The financial expert further pointed to a decline in farm inputs as well as spiralling food and oil prices.

He has proposed that the government adopts economic expansion as a way to contain prolonged recession, by among others, lowering interest rates.

“The Central Bank has already reduced the cash ratio for commercial banks from six percent to five percent…..I however contend that this is not enough,” said Mr Mbaru, who argued that the ratio should have been reduced by three percent.

“This would have enabled overall interest rates to come down,” he stressed. “With low interest rates you can rejuvenate investments particularly in the manufacturing sector, the construction sector and housing sector as well.”

Lower interest rates can also spur growth at the Nairobi Stock Exchange, he said.

Mr Mbaru has further proposed that the government invests Sh41 billion, the equivalent of what it divested with the privatisation of Safaricom.

“This the government can do by either acquiring from the market a substantial portion of the float of Safaricom shares (maybe 30 percent) on the NSE or by asking Central Bank or NSSF to acquire a substantial portion of Safaricom shares and other type of shares from the market,” he said.

This way, he added, additional liquidity will be injected into the market.

Mr Mbaru, who is also Chairman of Dyer and Blair Investment Bank, has also proposed ‘unorthodox’ approaches to contain prolonged recession. They include lending about US$400 million to Rwanda, Burundi, Uganda and Southern Sudan to buy Kenyan manufactured goods and services.

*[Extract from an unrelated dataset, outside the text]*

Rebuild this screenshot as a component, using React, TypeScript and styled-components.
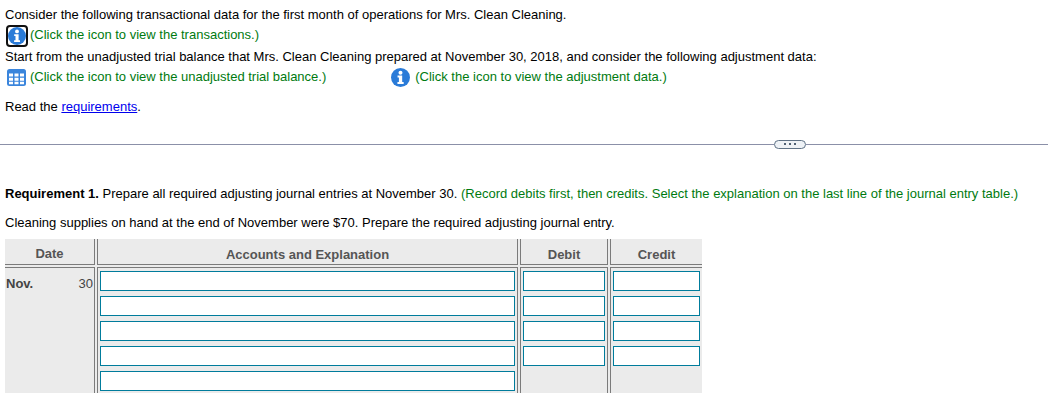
import React from "react";
import styled, { createGlobalStyle } from "styled-components";

const Global = createGlobalStyle`
  html, body { margin: 0; padding: 0; background: #fff; }
  body { font-family: "Liberation Sans", Arial, sans-serif; font-size: 13px; color: #000; overflow: hidden; }
`;

const Page = styled.div`
  width: 1048px;
  height: 416px;
  overflow: hidden;
`;

const Intro = styled.div`
  padding: 7px 0 0 5px;
  height: 137px;
  box-sizing: border-box;
`;

const Line = styled.div<{ $h: number; $mb?: number }>`
  height: ${(p) => p.$h}px;
  line-height: ${(p) => p.$h}px;
  margin-bottom: ${(p) => p.$mb ?? 0}px;
  white-space: nowrap;
  display: flex;
  align-items: center;
`;

const Hint = styled.span`
  color: #007a10;
`;

const RaisedHint = styled(Hint)`
  align-self: flex-start;
  line-height: 18px;
  padding-top: 1px;
`;

const Framed = styled.span`
  display: inline-flex;
  align-items: center;
  justify-content: center;
  width: 22px;
  height: 22px;
  box-sizing: border-box;
  border: 2px solid #111;
  border-radius: 4px;
  margin: 0 2px 0 1px;
`;

const IconSlot = styled.span<{ $pl: number }>`
  display: inline-flex;
  width: 25px;
  align-items: center;
  padding-left: ${(p) => p.$pl}px;
  box-sizing: border-box;
`;

const DataCell = styled.span`
  display: inline-flex;
  align-items: center;
  margin-left: 64px;
`;

const Anchor = styled.a`
  color: #0000ee;
  text-decoration: underline;
`;

const Divider = styled.div`
  display: flex;
  align-items: center;
  height: 14px;
`;

const Rule = styled.div<{ $w?: number }>`
  height: 1px;
  background: #8b90a8;
  flex: ${(p) => (p.$w ? `0 0 ${p.$w}px` : "1")};
`;

const Pill = styled.div`
  width: 32px;
  height: 9px;
  box-sizing: border-box;
  border: 1px solid #5f7286;
  border-radius: 5px;
  background: #eef2f6;
  display: flex;
  align-items: center;
  justify-content: center;
  gap: 3px;
`;

const Dot = styled.i`
  width: 2px;
  height: 2px;
  background: #4f6073;
  display: block;
`;

const Body = styled.div`
  padding: 34px 0 0 5px;
`;

const Hdr = styled.div<{ $mb: number }>`
  height: 17px;
  line-height: 17px;
  white-space: nowrap;
  margin-bottom: ${(p) => p.$mb}px;
`;

const Lead = styled.b`
  font-weight: 700;
`;

const Table = styled.div`
  display: grid;
  grid-template-columns: 90px 421px 88px 92px;
  grid-template-rows: 26px 126px;
  column-gap: 2px;
  row-gap: 2px;
  width: 697px;
  background: #ebebeb;
`;

const HeadCell = styled.div<{ $l?: boolean; $r?: boolean; $pt?: number }>`
  box-sizing: border-box;
  border-bottom: 1px solid #7b7b7b;
  border-left: ${(p) => (p.$l ? "1px solid #7b7b7b" : "0")};
  border-right: ${(p) => (p.$r ? "1px solid #7b7b7b" : "0")};
  display: flex;
  align-items: center;
  justify-content: center;
  font-weight: 700;
  color: #555;
  padding-top: ${(p) => p.$pt ?? 6}px;
`;

const BodyCell = styled.div<{ $l?: boolean; $r?: boolean }>`
  box-sizing: border-box;
  border-top: 1px solid #7b7b7b;
  border-left: ${(p) => (p.$l ? "1px solid #7b7b7b" : "0")};
  border-right: ${(p) => (p.$r ? "1px solid #7b7b7b" : "0")};
  display: flex;
  flex-direction: column;
  gap: 5px;
  padding: 3px 2px 0;
`;

const DateCell = styled(BodyCell)`
  flex-direction: row;
  justify-content: space-between;
  color: #444;
  padding: 9px 1px 0 1px;
  line-height: 14px;
`;

const Month = styled.b`
  font-weight: 700;
`;

const Field = styled.input`
  display: block;
  box-sizing: border-box;
  width: 100%;
  height: 20px;
  border: 1px solid #007c9c;
  background: #fff;
  padding: 0;
  margin: 0;
  border-radius: 0;
  outline: none;
`;

const InfoIcon = ({ size = 19 }: { size?: number }) => (
  <svg width={size} height={size} viewBox="0 0 18 18" aria-hidden="true">
    <circle cx="9" cy="9" r="9" fill="#2a7bd8" />
    <circle cx="9" cy="4.4" r="1.9" fill="#fff" />
    <path d="M6.2 7.2h4.4v6h1.4v1.9H6.1v-1.9h1.4V9.1H6.2z" fill="#fff" />
  </svg>
);

const GridIcon = () => (
  <svg width="19" height="17" viewBox="0 0 19 17" aria-hidden="true">
    <rect x="0" y="0" width="19" height="17" rx="2.5" fill="#3a85dc" />
    <path
      d="M2 4.5h4v3H2zM7.5 4.5h4v3h-4zM13 4.5h4v3h-4zM2 8.7h4v3H2zM7.5 8.7h4v3h-4zM13 8.7h4v3h-4zM2 12.7h4v2.5H2zM7.5 12.7h4v2.5h-4zM13 12.7h4v2.5h-4z"
      fill="#fff"
    />
  </svg>
);

const rows = (n: number) =>
  Array.from({ length: n }, (_, i) => <Field key={i} aria-label={`row ${i + 1}`} readOnly />);

export default function App() {
  return (
    <Page>
      <Global />
      <Intro>
        <Line $h={16} $mb={2}>Consider the following transactional data for the first month of operations for Mrs. Clean Cleaning.</Line>
        <Line $h={22} $mb={2}>
          <Framed><InfoIcon size={18} /></Framed>
          <RaisedHint>(Click the icon to view the transactions.)</RaisedHint>
        </Line>
        <Line $h={16} $mb={3}>Start from the unadjusted trial balance that Mrs. Clean Cleaning prepared at November 30, 2018, and consider the following adjustment data:</Line>
        <Line $h={18} $mb={13}>
          <IconSlot $pl={2}><GridIcon /></IconSlot>
          <Hint>(Click the icon to view the unadjusted trial balance.)</Hint>
          <DataCell>
            <IconSlot $pl={1}><InfoIcon /></IconSlot>
            <Hint>(Click the icon to view the adjustment data.)</Hint>
          </DataCell>
        </Line>
        <Line $h={16}>Read the&nbsp;<Anchor href="#">requirements</Anchor>.</Line>
      </Intro>
      <Divider>
        <Rule />
        <Pill><Dot /><Dot /><Dot /></Pill>
        <Rule $w={242} />
      </Divider>
      <Body>
        <Hdr $mb={12}>
          <span><Lead>Requirement 1.</Lead> Prepare all required adjusting journal entries at November 30. </span>
          <Hint>(Record debits first, then credits. Select the explanation on the last line of the journal entry table.)</Hint>
        </Hdr>
        <Hdr $mb={8}>Cleaning supplies on hand at the end of November were $70. Prepare the required adjusting journal entry.</Hdr>
        <Table>
          <HeadCell $r $pt={4}>Date</HeadCell>
          <HeadCell $l $r>Accounts and Explanation</HeadCell>
          <HeadCell $l $r>Debit</HeadCell>
          <HeadCell $l>Credit</HeadCell>
          <DateCell $r><Month>Nov.</Month><span>30</span></DateCell>
          <BodyCell $l $r>{rows(5)}</BodyCell>
          <BodyCell $l $r>{rows(4)}</BodyCell>
          <BodyCell $l>{rows(4)}</BodyCell>
        </Table>
      </Body>
    </Page>
  );
}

“Such exports would stimulate the Kenyan economy,” he argued. “The government can borrow such funds from Central Banks by issuing long dated Dollar dominated bonds.”

A fourth way of helping Kenya escape a major recession, continued Mr Mbaru, is for Nairobi City Council to demand that all houses in the City get connected to the sewer lines. The ensuing contracts would stimulate growth.